■ **TASK TO COMPLETE**
Go through the data below and copy it exactly, skipping every picture.

■ **DATA SEGMENT**
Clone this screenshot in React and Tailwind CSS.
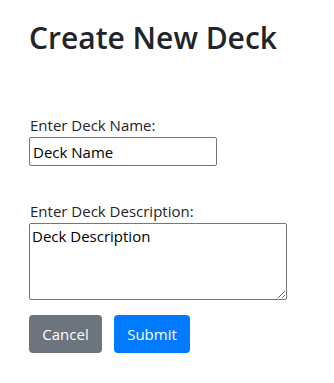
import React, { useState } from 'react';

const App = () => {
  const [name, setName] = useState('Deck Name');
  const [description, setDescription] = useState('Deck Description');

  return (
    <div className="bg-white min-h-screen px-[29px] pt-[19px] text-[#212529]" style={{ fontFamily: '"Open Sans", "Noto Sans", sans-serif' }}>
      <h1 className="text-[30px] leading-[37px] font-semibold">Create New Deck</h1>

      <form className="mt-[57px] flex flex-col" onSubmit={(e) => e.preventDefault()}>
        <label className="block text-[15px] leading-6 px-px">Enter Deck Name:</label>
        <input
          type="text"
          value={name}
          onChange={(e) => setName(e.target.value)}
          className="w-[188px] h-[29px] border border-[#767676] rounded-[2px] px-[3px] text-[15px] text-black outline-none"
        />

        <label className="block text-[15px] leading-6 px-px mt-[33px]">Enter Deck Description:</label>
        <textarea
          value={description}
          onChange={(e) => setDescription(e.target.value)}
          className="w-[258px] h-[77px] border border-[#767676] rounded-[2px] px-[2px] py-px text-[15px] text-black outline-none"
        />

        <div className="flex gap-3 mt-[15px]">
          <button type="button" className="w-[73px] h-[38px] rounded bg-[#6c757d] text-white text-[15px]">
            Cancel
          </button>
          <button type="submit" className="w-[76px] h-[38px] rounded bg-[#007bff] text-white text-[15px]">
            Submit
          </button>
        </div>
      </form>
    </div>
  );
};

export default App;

■ **ANSWER TO THE TASK**
Clone this screenshot in React and Tailwind CSS.
import React, { useState } from 'react';

const App = () => {
  const [name, setName] = useState('Deck Name');
  const [description, setDescription] = useState('Deck Description');

  return (
    <div className="bg-white min-h-screen px-[29px] pt-[19px] text-[#212529]" style={{ fontFamily: '"Open Sans", "Noto Sans", sans-serif' }}>
      <h1 className="text-[30px] leading-[37px] font-semibold">Create New Deck</h1>

      <form className="mt-[57px] flex flex-col" onSubmit={(e) => e.preventDefault()}>
        <label className="block text-[15px] leading-6 px-px">Enter Deck Name:</label>
        <input
          type="text"
          value={name}
          onChange={(e) => setName(e.target.value)}
          className="w-[188px] h-[29px] border border-[#767676] rounded-[2px] px-[3px] text-[15px] text-black outline-none"
        />

        <label className="block text-[15px] leading-6 px-px mt-[33px]">Enter Deck Description:</label>
        <textarea
          value={description}
          onChange={(e) => setDescription(e.target.value)}
          className="w-[258px] h-[77px] border border-[#767676] rounded-[2px] px-[2px] py-px text-[15px] text-black outline-none"
        />

        <div className="flex gap-3 mt-[15px]">
          <button type="button" className="w-[73px] h-[38px] rounded bg-[#6c757d] text-white text-[15px]">
            Cancel
          </button>
          <button type="submit" className="w-[76px] h-[38px] rounded bg-[#007bff] text-white text-[15px]">
            Submit
          </button>
        </div>
      </form>
    </div>
  );
};

export default App;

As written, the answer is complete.